No One’s In Charge

28 November 2008 |permalink | email article

Washington Post columnist Eugene Robinson on the interregnum: “Having two presidents is starting to feel like we have no president, and that’s the situation we’ll face until Inauguration Day.”

Barack Obama said, “We have only one President at a time” at his first press conference as President-elect, underscoring the gap between reality and action.

President Bush wore a traditional Peruvian poncho and met with Pacific Rim leaders in Lima last weekend before returning home to sign off on Henry Paulson’s latest ploy to rescue the global economy—the huge bailout of Citigroup. 

On Tuesday Bush greeted thousands of soldiers at Fort Campbell, Ky., boasting of military successes in Iraq and Afghanistan and insisting that “success in Iraq will mean the American people are more secure,” in denial again about Al Qaeda as the real 9/11 enemy.

The Decider could have fulfilled his job description by aggressively addressing the economic meltdown; instead, he punted.
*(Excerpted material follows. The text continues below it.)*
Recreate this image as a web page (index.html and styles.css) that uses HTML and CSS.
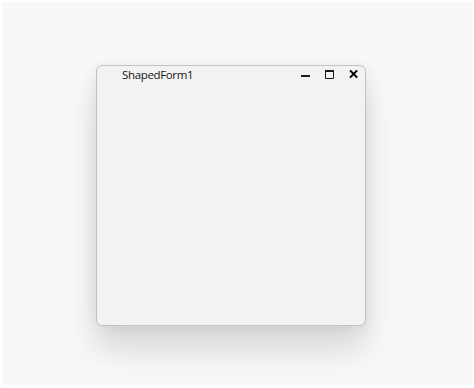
FILE: index.html
```html
<!DOCTYPE html>
<html>
<head>
<meta charset="utf-8">
<link rel="stylesheet" href="styles.css">
</head>
<body>
<div class="canvas">
  <div class="window">
    <div class="titlebar">
      <span class="title">ShapedForm1</span>
      <div class="controls">
        <svg class="btn" width="10" height="10" viewBox="0 0 10 10"><rect x="0" y="5" width="9" height="2" fill="#1a1a1a"/></svg>
        <svg class="btn" width="10" height="10" viewBox="0 0 10 10"><path d="M0.5 1H8.5V8.5H0.5Z" fill="none" stroke="#1a1a1a" stroke-width="1"/><rect x="0" y="0" width="9" height="2" fill="#1a1a1a"/></svg>
        <svg class="btn" width="10" height="10" viewBox="0 0 10 10"><path d="M1 0.4L8.2 7.6M8.2 0.4L1 7.6" stroke="#000" stroke-width="2" fill="none"/></svg>
      </div>
    </div>
  </div>
</div>
</body>
</html>
```
FILE: styles.css
```css
html, body {
  margin: 0;
  padding: 0;
  background: #ffffff;
}
body {
  width: 474px;
  height: 388px;
  padding: 2px 2px 3px 2px;
  box-sizing: border-box;
  font-family: "Open Sans", "Noto Sans", sans-serif;
}
.canvas {
  width: 100%;
  height: 100%;
  background: #f8f8f8;
  padding: 63px 0 0 94px;
  box-sizing: border-box;
}
.window {
  width: 270px;
  height: 261px;
  box-sizing: border-box;
  background: #f2f2f2;
  border: 1px solid #c2c2c2;
  border-radius: 6px;
  box-shadow: 0 24px 32px rgba(0, 0, 0, 0.13), 0 2px 16px rgba(0, 0, 0, 0.07);
}
.titlebar {
  display: flex;
  align-items: flex-start;
  justify-content: space-between;
  padding: 0 6px 0 25px;
}
.title {
  font-size: 11.5px;
  letter-spacing: -0.35px;
  color: #161616;
  line-height: 16px;
  padding-top: 1px;
}
.controls {
  display: flex;
  gap: 14px;
  margin-top: 4px;
}
.btn {
  display: block;
}
```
Not even the stunning suggestion from James Baker, the former secretary of state and Republican wise man, that Bush and Obama develop and announce a joint economic rescue plan, has moved B43.

Without authority Obama, unlike FDR who waited four months before his inauguration in March 1933 to act, is moving at flank speed to have an economic stimulus package ready “right away” after Jan. 20.

The Changer, on three consecutive days before Thanksgiving, held press conferences to underscore his top priority by announcing a muscular new economic team. Time’s Joe Klein, calling Bush the lamest of all possible ducks,observed that even if George Washington were the incumbent, the markets would want to know what John Adams was planning to do after his Inauguration.